Aim of the task — Retype only what runs from the first line of the listing to the line holding "import React from", both included. Do not retype the pictures.

Interface markup and scripts:
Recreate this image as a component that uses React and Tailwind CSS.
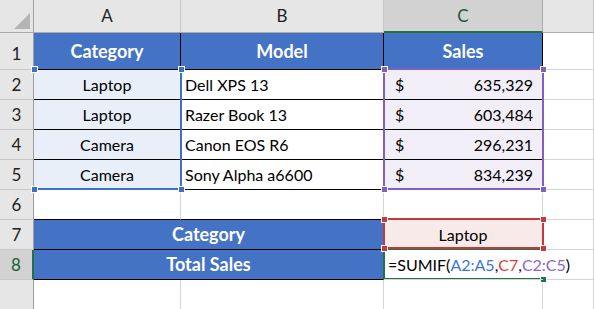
import React from "react";

const grid = "border-r border-b border-[#d4d4d4]";
const blk = "border-r border-b border-black";
const blueHead = "flex items-center justify-center bg-[#4472c4] text-white font-bold text-[18px]";
const colHead = "flex items-center justify-center bg-[#e6e6e6] border-r border-b border-r-[#c8c8c8] border-b-[#ababab] text-[17px] text-[#222]";
const rowHead = "flex items-center justify-center bg-[#e6e6e6] border-r border-b border-r-[#9e9e9e] border-b-[#c8c8c8] text-[17px] text-[#222]";

const rows = [
  { cat: "Laptop", model: "Dell XPS 13", sales: "635,329" },
  { cat: "Laptop", model: "Razer Book 13", sales: "603,484" },
  { cat: "Camera", model: "Canon EOS R6", sales: "296,231" },
  { cat: "Camera", model: "Sony Alpha a6600", sales: "834,239" },
];

const Handle = ({ x, y, color }) => (
  <div
    className={`absolute w-[7px] h-[7px] border border-white ${color}`}
    style={{ left: x - 3, top: y - 3 }}
  />
);

export default function App() {
  return (
    <div className="relative w-[594px] h-[309px] overflow-hidden bg-white font-['Lato','Liberation_Sans',sans-serif] text-[16px] text-black">
      <div className="grid grid-cols-[34px_147px_203px_159px_51px] grid-rows-[33px_37px_repeat(8,30px)]">
        {/* column headers */}
        <div className="relative bg-[#e6e6e6] border-r border-b border-r-[#9e9e9e] border-b-[#ababab]">
          <svg className="absolute left-0 top-0" width="34" height="33">
            <polygon points="14,29 30,13 30,29" fill="#b4b4b4" />
          </svg>
        </div>
        <div className={colHead}>A</div>
        <div className={colHead}>B</div>
        <div className="flex items-center justify-center bg-[#d2d2d2] border-r border-r-[#ababab] border-b-2 border-b-[#217346] text-[17px] text-[#185c37]">
          C
        </div>
        <div className={colHead}></div>

        {/* row 1 */}
        <div className={`${rowHead} items-end pb-[3px]`}>1</div>
        <div className={`${blueHead} ${blk}`}>Category</div>
        <div className={`${blueHead} ${blk}`}>Model</div>
        <div className={`${blueHead} ${blk}`}>Sales</div>
        <div className={grid}></div>

        {/* rows 2-5 */}
        {rows.map((r, i) => (
          <React.Fragment key={i}>
            <div className={rowHead}>{i + 2}</div>
            <div className={`flex items-center justify-center bg-[#e9eff8] ${blk}`}>{r.cat}</div>
            <div className={`flex items-center pl-[4px] ${blk}`}>{r.model}</div>
            <div className={`flex items-center justify-between pl-[11px] pr-[9px] bg-[#f1eef8] ${blk}`}>
              <span>$</span>
              <span>{r.sales}</span>
            </div>
            <div className={grid}></div>
          </React.Fragment>
        ))}

        {/* row 6 */}
        <div className={rowHead}>6</div>
        <div className="border-r border-r-[#d4d4d4] border-b border-b-black"></div>
        <div className="border-r border-r-[#d4d4d4] border-b border-b-black"></div>
        <div className={grid}></div>
        <div className={grid}></div>

        {/* row 7 */}
        <div className={rowHead}>7</div>
        <div className={`col-span-2 ${blueHead} ${blk}`}>Category</div>
        <div className={`flex items-center justify-center bg-[#f9eaea] ${grid}`}>Laptop</div>
        <div className={grid}></div>

        {/* row 8 */}
        <div className="flex items-center justify-center bg-[#d2d2d2] border-b border-b-[#c8c8c8] border-r-2 border-r-[#217346] text-[17px] text-[#185c37]">
          8
        </div>
        <div className={`col-span-2 ${blueHead} ${blk}`}>Total Sales</div>
        <div className="relative z-10 flex items-center pl-[4px] whitespace-nowrap overflow-visible border-b border-[#d4d4d4]">
          <span>=SUMIF(</span>
          <span className="text-[#3a78d4]">A2:A5</span>
          <span>,</span>
          <span className="text-[#e0393b]">C7</span>
          <span>,</span>
          <span className="text-[#8a66c9]">C2:C5</span>
          <span>)</span>
        </div>
        <div className={grid}></div>

        {/* row 9 */}
        <div className={rowHead}></div>
        <div className={grid}></div>
        <div className={grid}></div>
        <div className={grid}></div>
        <div className={grid}></div>
      </div>

      {/* reference highlights */}
      <div className="absolute left-[33px] top-[68px] w-[149px] h-[122px] border-r-2 border-b-2 border-[#3f6fc6]" />
      <div className="absolute left-[383px] top-[68px] w-[161px] h-[122px] border-2 border-[#7f5fbf]" />
      <div className="absolute left-[383px] top-[248px] w-[161px] h-[32px] border-l-2 border-t-2 border-b-2 border-[#217346]" />
      <div className="absolute left-[383px] top-[218px] w-[161px] h-[31px] border-2 border-[#c4393b]" />

      <Handle x={34} y={69} color="bg-[#3f6fc6]" />
      <Handle x={181} y={69} color="bg-[#3f6fc6]" />
      <Handle x={34} y={189} color="bg-[#3f6fc6]" />
      <Handle x={181} y={189} color="bg-[#3f6fc6]" />

      <Handle x={384} y={69} color="bg-[#7f5fbf]" />
      <Handle x={543} y={69} color="bg-[#7f5fbf]" />
      <Handle x={384} y={189} color="bg-[#7f5fbf]" />
      <Handle x={543} y={189} color="bg-[#7f5fbf]" />

      <Handle x={543} y={279} color="bg-[#217346]" />

      <Handle x={384} y={219} color="bg-[#c4393b]" />
      <Handle x={543} y={219} color="bg-[#c4393b]" />
      <Handle x={384} y={248} color="bg-[#c4393b]" />
      <Handle x={543} y={248} color="bg-[#c4393b]" />
    </div>
  );
}
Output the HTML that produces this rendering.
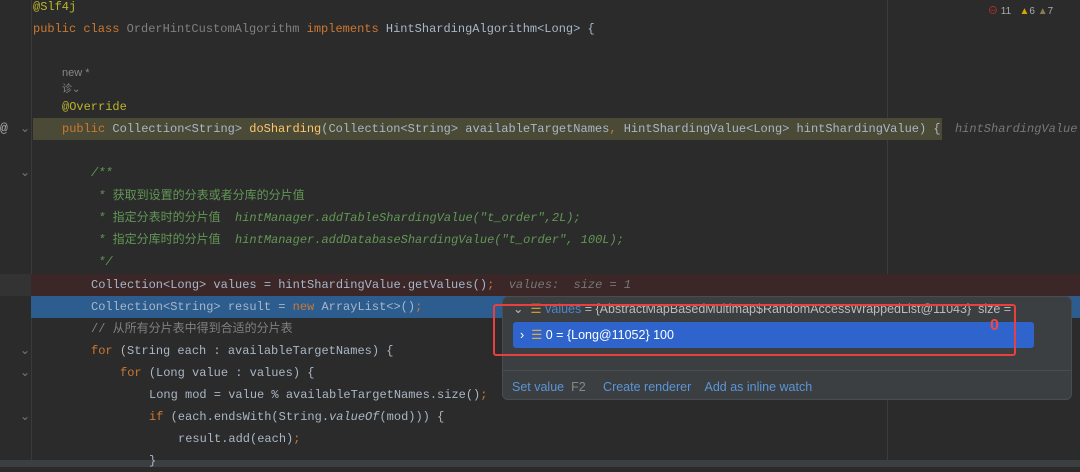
<!DOCTYPE html>
<html><head><meta charset="utf-8"><style>
*{margin:0;padding:0;box-sizing:border-box}
body{width:1080px;height:467px;overflow:hidden;background:#2b2b2b;position:relative;font-family:"Liberation Mono","Noto Sans CJK SC",monospace;font-size:12px;color:#a9b7c6}
.l{position:absolute;left:0;height:22px;line-height:22px;white-space:pre}
.k{color:#cc7832}.a{color:#bbb529}.g{color:#808080}.c{color:#629755}.ci{color:#629755;font-style:italic}.f{color:#ffc66d}.i{font-style:italic}.h{color:#787878;font-style:italic}
.ui{font-family:"Liberation Sans","Noto Sans CJK SC",sans-serif}
</style></head><body>
<div style="position:absolute;left:31px;top:0;width:1px;height:467px;background:#3a3a3a"></div>
<div style="position:absolute;left:887px;top:0;width:1px;height:467px;background:#3c3c3c"></div>
<div style="position:absolute;left:33px;top:118px;width:909px;height:22px;background:#4a4a37"></div>
<div style="position:absolute;left:31px;top:274px;width:1049px;height:22px;background:#3b2628"></div>
<div style="position:absolute;left:0;top:274px;width:31px;height:22px;background:#333"></div>
<div style="position:absolute;left:31px;top:296px;width:1049px;height:22px;background:#2d5c8f"></div>
<div style="position:absolute;left:0;top:460px;width:1080px;height:7px;background:#3c3f41"></div>

<div class="l" style="top:-4px;left:33px"><span class="a">@Slf4j</span></div>
<div class="l" style="top:18px;left:33px"><span class="k">public class </span><span class="g">OrderHintCustomAlgorithm</span> <span class="k">implements</span> HintShardingAlgorithm&lt;Long&gt; {</div>
<div class="l ui" style="top:62px;left:62px;font-size:11px;color:#888">new *</div>
<div class="l ui" style="top:79px;left:62px;font-size:10px;color:#888">诊⌄</div>
<div class="l" style="top:96px;left:62px"><span class="a">@Override</span></div>
<div class="l" style="top:118px;left:0;color:#aaa;font-size:13px">@ </div>
<div class="l" style="top:118px;left:20px;color:#777">⌄</div>
<div class="l" style="top:118px;left:62px"><span class="k">public </span>Collection&lt;String&gt; <span class="f">doSharding</span>(Collection&lt;String&gt; availableTargetNames<span class="k">,</span> HintShardingValue&lt;Long&gt; hintShardingValue) {  <span class="h">hintShardingValue</span></div>
<div class="l" style="top:162px;left:91px"><span class="ci">/**</span></div>
<div class="l" style="top:162px;left:20px;color:#777">⌄</div>
<div class="l" style="top:185px;left:91px"><span class="ci"> * </span><span class="c">获取到设置的分表或者分库的分片值</span></div>
<div class="l" style="top:207px;left:91px"><span class="ci"> * </span><span class="c">指定分表时的分片值</span><span class="ci">  hintManager.addTableShardingValue("t_order",2L);</span></div>
<div class="l" style="top:229px;left:91px"><span class="ci"> * </span><span class="c">指定分库时的分片值</span><span class="ci">  hintManager.addDatabaseShardingValue("t_order", 100L);</span></div>
<div class="l" style="top:251px;left:91px"><span class="ci"> */</span></div>
<div class="l" style="top:274px;left:91px">Collection&lt;Long&gt; values = hintShardingValue.getValues()<span class="k">;</span>  <span class="h">values:  size = 1</span></div>
<div class="l" style="top:296px;left:91px">Collection&lt;String&gt; result = <span class="k">new </span>ArrayList&lt;&gt;()<span class="k">;</span></div>
<div class="l" style="top:318px;left:91px"><span class="g">// </span><span class="g">从所有分片表中得到合适的分片表</span></div>
<div class="l" style="top:340px;left:91px"><span class="k">for </span>(String each : availableTargetNames) {</div>
<div class="l" style="top:362px;left:120px"><span class="k">for </span>(Long value : values) {</div>
<div class="l" style="top:384px;left:149px">Long mod = value % availableTargetNames.size()<span class="k">;</span></div>
<div class="l" style="top:406px;left:149px"><span class="k">if </span>(each.endsWith(String.<span class="i">valueOf</span>(mod))) {</div>
<div class="l" style="top:428px;left:178px">result.add(each)<span class="k">;</span></div>
<div class="l" style="top:450px;left:149px">}</div>
<div class="l" style="top:340px;left:20px;color:#777">⌄</div>
<div class="l" style="top:362px;left:20px;color:#777">⌄</div>
<div class="l" style="top:406px;left:20px;color:#777">⌄</div>

<div class="ui" style="position:absolute;top:2px;left:988px;font-size:10px;color:#aaa;white-space:pre"><span style="color:#c33">⊖</span> 11   <span style="color:#d9a400">▲</span>6 <span style="color:#8a7a50">▲</span>7</div>

<div class="ui" style="position:absolute;left:502px;top:296px;width:570px;height:104px;background:#3c3f41;border:1px solid #4a4d50;border-radius:6px;font-size:12.5px">
 <div style="position:absolute;left:10px;top:4px;color:#bbb;white-space:pre">⌄  <span style="color:#c89a3a">☰</span> <span style="color:#4a86c8">values</span> = {AbstractMapBasedMultimap$RandomAccessWrappedList@11043}  size =</div>
 <div style="position:absolute;left:10px;top:25px;width:521px;height:26px;background:#2e64cc;border-radius:3px;color:#fff;line-height:26px;white-space:pre">  ›  <span style="color:#d9a94a">☰</span> 0 = {Long@11052} 100</div>
 <div style="position:absolute;left:0;top:73px;width:568px;height:1px;background:#4a4d50"></div>
 <div style="position:absolute;left:9px;top:83px;color:#5a95d6;white-space:pre">Set value  <span style="color:#888">F2</span>     Create renderer    Add as inline watch</div>
</div>
<div style="position:absolute;left:493px;top:304px;width:523px;height:52px;border:2px solid #e8403f;border-radius:3px"></div>
<div class="ui" style="position:absolute;left:990px;top:317px;color:#f04848;font-size:16px;font-weight:bold">0</div>
</body></html>
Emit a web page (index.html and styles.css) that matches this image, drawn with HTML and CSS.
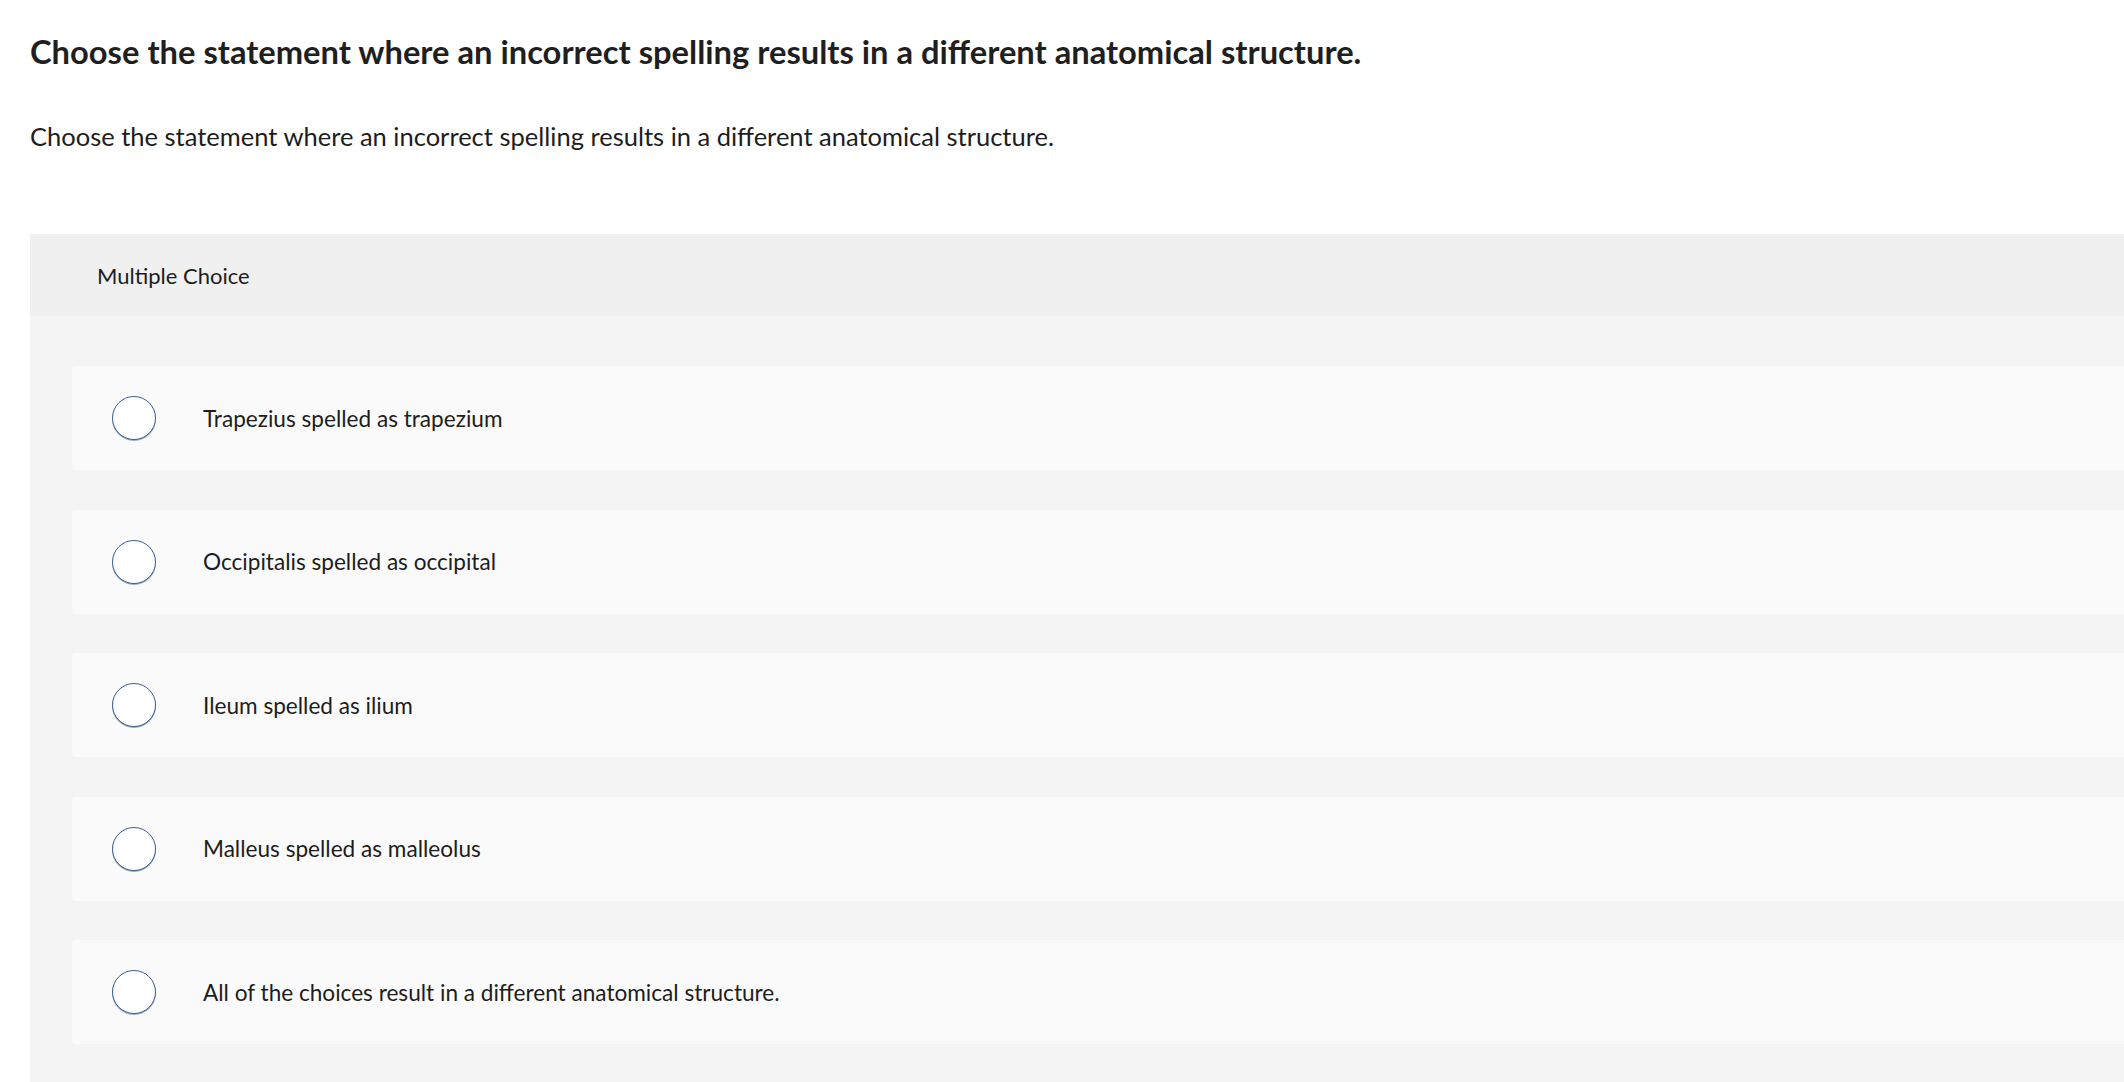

Final answer —
Recreate this image as a component that uses React and Tailwind CSS.
import React from "react";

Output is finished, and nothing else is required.